Lower Disaster Losses for Insurers Won’t Add Up to Lower Rates for Homeowners | Insurify

Insurers lost less money paying disaster claims in 2025, but homeowners hoping that calm weather will lessen their insurance bills are going to be disappointed.

Insurers chalked up the lowest third-quarter catastrophe losses in nearly two decades. But homeowners remain at the vortex of the world’s insurance pain. Severe weather events, wildfire risk, and regional exposures continue to push premiums higher.

The Gallagher Re Q3 2025 Natural Catastrophe and Climate Report shows global economic losses at $214 billion, way below the 10-year average of $338 billion. Insured losses dropped to $105 billion, the lowest since 2019. July to September was “one of the least expensive Q3s since 2000,” the Gallagher Re analysis said, due to fewer major events.

So globally, insurers got a breather despite this being the sixth straight year that catastrophe losses topped $1 billion.

The benefits, though, didn’t extend to U.S. homeowners.

Why the calm won’t cut homeowner costs

The drop in losses appears to be due mostly to luck and timing, not a major shift in global climate risk.

The third quarter is typically the costliest three-month period of the year for insurers because it’s the season for Atlantic hurricanes and Pacific typhoons. Even with calm weather, the U.S. made up 86% of global insured catastrophe losses year to date, mainly from severe storms and California wildfires.

The Palisades and Eaton wildfires alone caused $40 billion in insured losses.

So-called “secondary perils” now shape the insurance market, the Gallagher Re report said. Such perils include hail, wildfires, flash flooding, and extreme heat. The more than 30 U.S. storms that have each caused more than $500 million in insured damage this year demonstrate the price of secondary perils.

Scientists noted that while 2025 won’t end as the warmest year on record, it’ll still finish as the second- or third-warmest year. This reinforces that the underlying risk environment hasn’t changed; only this season’s outcomes have.

Thus, premiums aren’t dropping. Even quiet years don’t help when U.S. losses keep hitting the same ZIP codes.

Though the rate of premium increases has slowed, Insurify projected the annual cost of home insurance will increase 8% by the end of the year to a national average of $3,520. This compares favorably to 20% average premium increases over the last two years.

Yet severe weather is still the primary factor behind the increases as insurers seek to recoup losses from previous storm-plagued years.

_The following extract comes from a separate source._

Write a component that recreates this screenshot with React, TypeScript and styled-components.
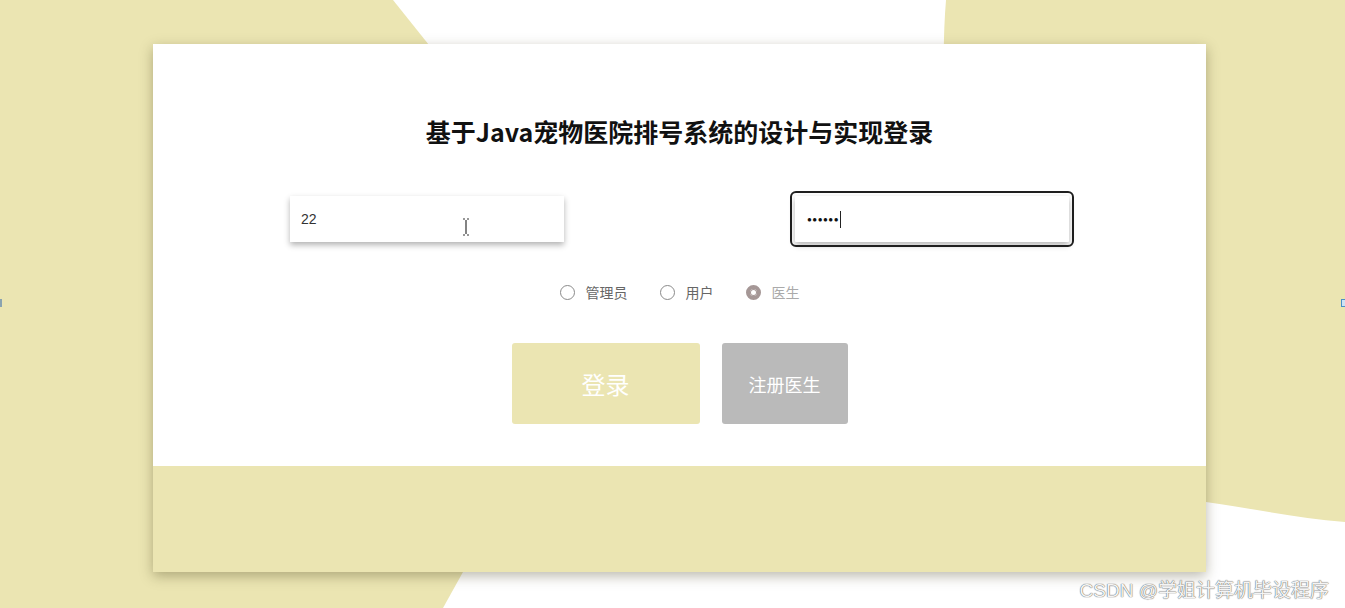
import React from "react";
import styled, { createGlobalStyle } from "styled-components";

const palette = {
  yellow: "#ebe5b2",
  gray: "#bababa",
  text: "#333333",
  radio: "#a59796",
};

const GlobalStyle = createGlobalStyle`
  html, body {
    margin: 0;
    padding: 0;
    background: #ffffff;
    font-family: "Noto Sans CJK SC", "Noto Sans", "Liberation Sans", sans-serif;
  }
  * {
    box-sizing: border-box;
  }
`;

const Page = styled.div`
  position: relative;
  width: 100%;
  height: 608px;
  overflow: hidden;
  background: #ffffff;
  display: flex;
  align-items: flex-start;
  padding: 44px 0 0 153px;
`;

const Backdrop = styled.svg`
  position: absolute;
  inset: 0;
  width: 1345px;
  height: 608px;
  z-index: 0;
`;

const Card = styled.div`
  position: relative;
  z-index: 1;
  width: 1053px;
  display: flex;
  flex-direction: column;
  box-shadow: 0 4px 12px rgba(60, 55, 20, 0.35);
`;

const CardBody = styled.div`
  height: 422px;
  background: #ffffff;
  display: flex;
  flex-direction: column;
  align-items: center;
  padding-top: 70px;
`;

const CardFooter = styled.div`
  height: 106px;
  background: ${palette.yellow};
`;

const Title = styled.h1`
  margin: 0;
  font-size: 25px;
  line-height: 34px;
  font-weight: 700;
  color: #111111;
`;

const InputRow = styled.div`
  margin-top: 48px;
  width: 100%;
  display: flex;
  justify-content: space-between;
  padding: 0 137px;
`;

const Field = styled.div<{ $focused?: boolean }>`
  position: relative;
  width: 274px;
  height: 46px;
  background: #ffffff;
  box-shadow: 0 3px 6px rgba(0, 0, 0, 0.3);
  display: flex;
  align-items: center;
  padding-left: 11px;
  font-size: 14px;
  color: ${palette.text};
  font-family: "Liberation Sans", "Noto Sans", sans-serif;
  outline: ${(p) => (p.$focused ? "2px solid #1e1e1e" : "none")};
  outline-offset: 3px;
  border-radius: ${(p) => (p.$focused ? "1px" : "0")};
`;

const Dots = styled.span`
  font-size: 8px;
  letter-spacing: 0.5px;
  color: #111;
  padding-left: 1px;
`;

const Caret = styled.span`
  display: inline-block;
  width: 1px;
  height: 17px;
  background: #222;
  margin-left: 1px;
`;

const Cursor = styled.svg`
  position: absolute;
  left: 172px;
  top: 22px;
`;

const RadioRow = styled.div`
  margin-top: 40px;
  display: flex;
  align-items: center;
  gap: 32px;
`;

const RadioItem = styled.label<{ $checked?: boolean }>`
  display: flex;
  align-items: center;
  gap: 11px;
  font-size: 14px;
  line-height: 20px;
  color: ${(p) => (p.$checked ? "#aaaaaa" : "#666666")};
`;

const RadioDot = styled.span<{ $checked?: boolean }>`
  width: 15px;
  height: 15px;
  border-radius: 50%;
  border: ${(p) => (p.$checked ? `4px solid ${palette.radio}` : "1.6px solid #8a8a8a")};
  background: ${(p) => (p.$checked ? "#ffffff" : "transparent")};
  box-shadow: ${(p) => (p.$checked ? `inset 0 0 0 1px ${palette.radio}` : "none")};
`;

const ButtonRow = styled.div`
  margin-top: 41px;
  display: flex;
  gap: 22px;
`;

const Button = styled.button<{ $variant: "primary" | "secondary" }>`
  height: 81px;
  width: ${(p) => (p.$variant === "primary" ? "188px" : "126px")};
  border: none;
  border-radius: 3px;
  background: ${(p) => (p.$variant === "primary" ? palette.yellow : palette.gray)};
  color: #ffffff;
  font-family: inherit;
  font-size: ${(p) => (p.$variant === "primary" ? "24px" : "18px")};
  cursor: pointer;
`;

const Watermark = styled.div`
  position: absolute;
  right: 16px;
  bottom: 6px;
  z-index: 2;
  font-size: 19px;
  color: #f4f4f4;
  text-shadow: 0 0 1px #555, 0 0 1px #777;
  font-family: "Liberation Sans", "Noto Sans CJK SC", sans-serif;
`;

const EdgeMark = styled.span<{ $side: "left" | "right" }>`
  position: absolute;
  top: 299px;
  ${(p) => (p.$side === "left" ? "left: 0; width: 2px;" : "right: 0; width: 4px; border: 1px solid #4a90c8; border-right: none;")}
  height: 8px;
  background-color: ${(p) => (p.$side === "left" ? "#8aa3b0" : "#cfe3f3")};
  z-index: 2;
`;

const roles = [
  { label: "管理员", checked: false },
  { label: "用户", checked: false },
  { label: "医生", checked: true },
];

export default function App() {
  return (
    <>
      <GlobalStyle />
      <Page>
        <Backdrop viewBox="0 0 1345 608">
          <path d="M0 0 L393 0 L621 285 L463 572 L443 608 L0 608 Z" fill={palette.yellow} />
          <path
            d="M946 0 C922 300 1100 490 1206 502 C1262 510 1300 519 1345 522 L1345 0 Z"
            fill={palette.yellow}
          />
        </Backdrop>
        <Card>
          <CardBody>
            <Title>基于Java宠物医院排号系统的设计与实现登录</Title>
            <InputRow>
              <Field>
                22
                <Cursor width="8" height="18" viewBox="0 0 8 18">
                  <path d="M1 1 H3 M5 1 H7 M4 2 V16 M1 17 H3 M5 17 H7" stroke="#333" strokeWidth="1.2" fill="none" />
                </Cursor>
              </Field>
              <Field $focused>
                <Dots>●●●●●●</Dots>
                <Caret />
              </Field>
            </InputRow>
            <RadioRow>
              {roles.map((r) => (
                <RadioItem key={r.label} $checked={r.checked}>
                  <RadioDot $checked={r.checked} />
                  {r.label}
                </RadioItem>
              ))}
            </RadioRow>
            <ButtonRow>
              <Button $variant="primary">登录</Button>
              <Button $variant="secondary">注册医生</Button>
            </ButtonRow>
          </CardBody>
          <CardFooter />
        </Card>
        <EdgeMark $side="left" />
        <EdgeMark $side="right" />
        <Watermark>CSDN @学姐计算机毕设程序</Watermark>
      </Page>
    </>
  );
}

And the country may not be out of the woods yet with stormy weather. The National Oceanic and Atmospheric Administration (NOAA) confirmed La Niña’s arrival this year, bringing a risk of volatile storms, stronger tornado seasons, and possible late hurricanes. So, 2025’s calm in quarter three may be a rare exception.

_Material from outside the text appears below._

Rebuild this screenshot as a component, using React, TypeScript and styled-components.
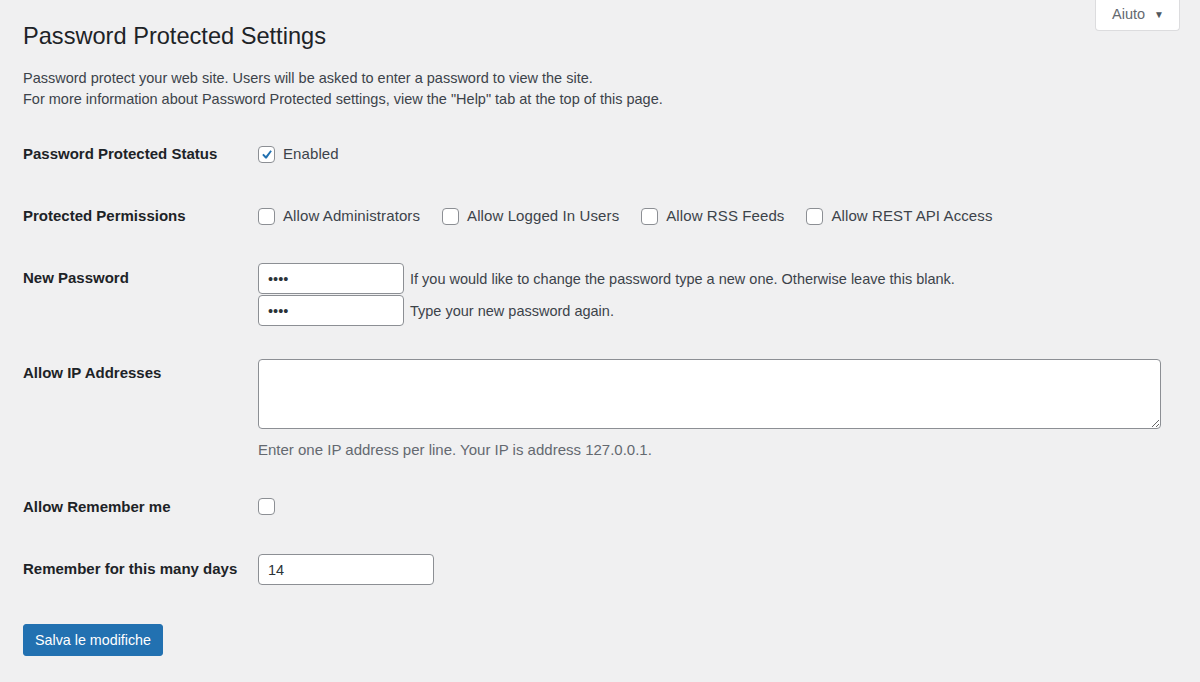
import React, { useState } from "react";
import styled, { createGlobalStyle } from "styled-components";

const Global = createGlobalStyle`
  html, body {
    margin: 0;
    background: #f0f0f1;
  }
  body {
    font-family: "Liberation Sans", Arial, sans-serif;
    color: #3c434a;
    font-size: 14px;
  }
`;

const Page = styled.div`
  width: 1200px;
  height: 682px;
  overflow: hidden;
  padding: 0 20px 0 23px;
  box-sizing: border-box;
`;

const Header = styled.div`
  display: flex;
  justify-content: space-between;
  align-items: flex-start;
`;

const Title = styled.h1`
  margin: 0;
  padding-top: 22px;
  font-size: 23.6px;
  font-weight: 400;
  line-height: 29px;
  color: #1d2327;
`;

const HelpTab = styled.button`
  display: flex;
  align-items: center;
  gap: 9px;
  height: 31px;
  padding: 0 15px 2px 16px;
  background: #fff;
  border: 1px solid #dcdcde;
  border-top: none;
  border-radius: 0 0 4px 4px;
  font-family: inherit;
  font-size: 14.5px;
  color: #646970;
`;

const Caret = styled.span`
  font-size: 10px;
  color: #50575e;
`;

const Intro = styled.p`
  margin: 17px 0 25px;
  line-height: 21px;
  font-size: 14.5px;
`;

const Row = styled.div<{ $h: number }>`
  display: grid;
  grid-template-columns: 235px 1fr;
  min-height: ${(p) => p.$h}px;
`;

const Label = styled.div`
  padding-top: 10px;
  line-height: 18px;
  font-weight: 700;
  font-size: 15px;
  color: #1d2327;
`;

const Field = styled.div<{ $top: number }>`
  padding-top: ${(p) => p.$top}px;
`;

const CheckGroup = styled.div`
  display: flex;
  align-items: center;
  gap: 22px;
`;

const CheckLabel = styled.label`
  display: flex;
  align-items: center;
  gap: 8px;
  line-height: 18px;
  font-size: 15px;
  letter-spacing: 0.1px;
  color: #3c434a;
  cursor: pointer;
`;

const Box = styled.span`
  width: 17px;
  height: 17px;
  box-sizing: border-box;
  border: 1px solid #8c8f94;
  border-radius: 4px;
  background: #fff;
  display: flex;
  align-items: center;
  justify-content: center;
`;

const Stack = styled.div`
  display: flex;
  flex-direction: column;
  gap: 1px;
`;

const InputLine = styled.div`
  display: flex;
  align-items: center;
  gap: 6px;
`;

const Input = styled.input<{ $w: number }>`
  width: ${(p) => p.$w}px;
  height: 31px;
  box-sizing: border-box;
  padding: 0 9px;
  border: 1px solid #8c8f94;
  border-radius: 4px;
  background: #fff;
  font-family: inherit;
  font-size: 14.5px;
  color: #2c3338;
  outline: none;
`;

const Hint = styled.span`
  font-size: 14.5px;
  color: #3c434a;
`;

const TextArea = styled.textarea`
  display: block;
  width: 903px;
  height: 70px;
  box-sizing: border-box;
  border: 1px solid #8c8f94;
  border-radius: 4px;
  background: #fff;
  resize: both;
  font-family: inherit;
  font-size: 14px;
  outline: none;
`;

const Note = styled.p`
  margin: 12px 0 0;
  line-height: 18px;
  font-size: 15px;
  color: #646970;
`;

const Submit = styled.button`
  margin-top: 12px;
  height: 32px;
  padding: 0 11px;
  background: #2271b1;
  border: 1px solid #2271b1;
  border-radius: 3px;
  color: #fff;
  font-family: inherit;
  font-size: 14.3px;
  cursor: pointer;
`;

function Checkbox({ checked, text, onToggle }: { checked: boolean; text?: string; onToggle: () => void }) {
  return (
    <CheckLabel onClick={onToggle}>
      <Box>
        {checked && (
          <svg width="17" height="17" viewBox="0 0 20 20">
            <path d="M15.2 4.2l1.9 1.3-6.8 9.9H8.5L4.3 10.6l1.8-1.6 3.1 2.9z" fill="#2271b1" />
          </svg>
        )}
      </Box>
      {text}
    </CheckLabel>
  );
}

export default function App() {
  const [enabled, setEnabled] = useState(true);
  const [perms, setPerms] = useState<Record<string, boolean>>({});
  const [remember, setRemember] = useState(false);
  const [days, setDays] = useState("14");

  const permissions = ["Allow Administrators", "Allow Logged In Users", "Allow RSS Feeds", "Allow REST API Access"];

  return (
    <Page>
      <Global />
      <Header>
        <Title>Password Protected Settings</Title>
        <HelpTab>
          Aiuto <Caret>▼</Caret>
        </HelpTab>
      </Header>
      <Intro>
        Password protect your web site. Users will be asked to enter a password to view the site.
        <br />
        For more information about Password Protected settings, view the "Help" tab at the top of this page.
      </Intro>

      <Row $h={62}>
        <Label>Password Protected Status</Label>
        <Field $top={10}>
          <Checkbox checked={enabled} text="Enabled" onToggle={() => setEnabled(!enabled)} />
        </Field>
      </Row>

      <Row $h={62}>
        <Label>Protected Permissions</Label>
        <Field $top={10}>
          <CheckGroup>
            {permissions.map((p) => (
              <Checkbox
                key={p}
                checked={!!perms[p]}
                text={p}
                onToggle={() => setPerms({ ...perms, [p]: !perms[p] })}
              />
            ))}
          </CheckGroup>
        </Field>
      </Row>

      <Row $h={95}>
        <Label>New Password</Label>
        <Field $top={4}>
          <Stack>
            <InputLine>
              <Input $w={146} type="password" defaultValue="1234" />
              <Hint>If you would like to change the password type a new one. Otherwise leave this blank.</Hint>
            </InputLine>
            <InputLine>
              <Input $w={146} type="password" defaultValue="1234" />
              <Hint>Type your new password again.</Hint>
            </InputLine>
          </Stack>
        </Field>
      </Row>

      <Row $h={134}>
        <Label>Allow IP Addresses</Label>
        <Field $top={5}>
          <TextArea />
          <Note>Enter one IP address per line. Your IP is address 127.0.0.1.</Note>
        </Field>
      </Row>

      <Row $h={62}>
        <Label>Allow Remember me</Label>
        <Field $top={10}>
          <Checkbox checked={remember} onToggle={() => setRemember(!remember)} />
        </Field>
      </Row>

      <Row $h={62}>
        <Label>Remember for this many days</Label>
        <Field $top={4}>
          <Input $w={176} type="text" value={days} onChange={(e) => setDays(e.target.value)} />
        </Field>
      </Row>

      <Submit>Salva le modifiche</Submit>
    </Page>
  );
}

“A single $115 billion disaster — above expected annual catastrophe losses — would be enough to meaningfully impact the industry,” the report noted, underscoring that the margin for error is thin.

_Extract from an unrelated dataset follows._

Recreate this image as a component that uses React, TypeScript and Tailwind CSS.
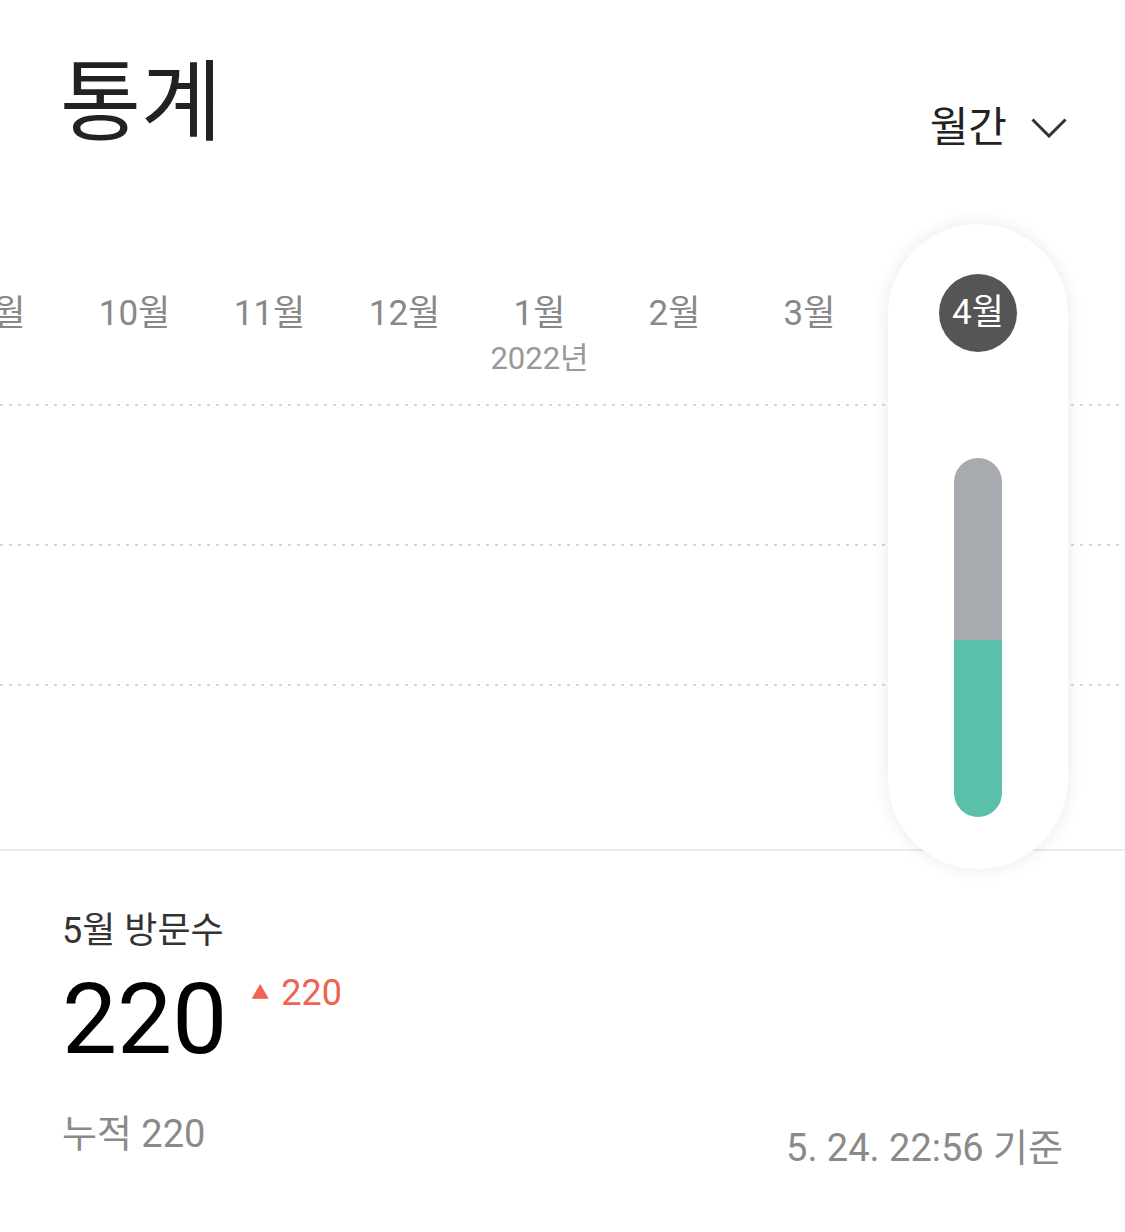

Severe convective storms alone produced about $61 billion in U.S. economic losses through the third quarter, the report said. Heat-related risks are growing, and wildfire seasons are getting longer.

What’s next? Actions for homeowners to save

While global disaster losses have fallen, insurance rates for homeowners remain largely unchanged. To save money on home insurance premiums, the Insurance Institute for Business and Home Safety and the National Association of Insurance Commissioners recommend that homeowners shop for new policies early, bundle coverages, and raise their deductibles, if doing so is affordable.

Adding flood coverage can also make sense in many areas, including even some away from the coast.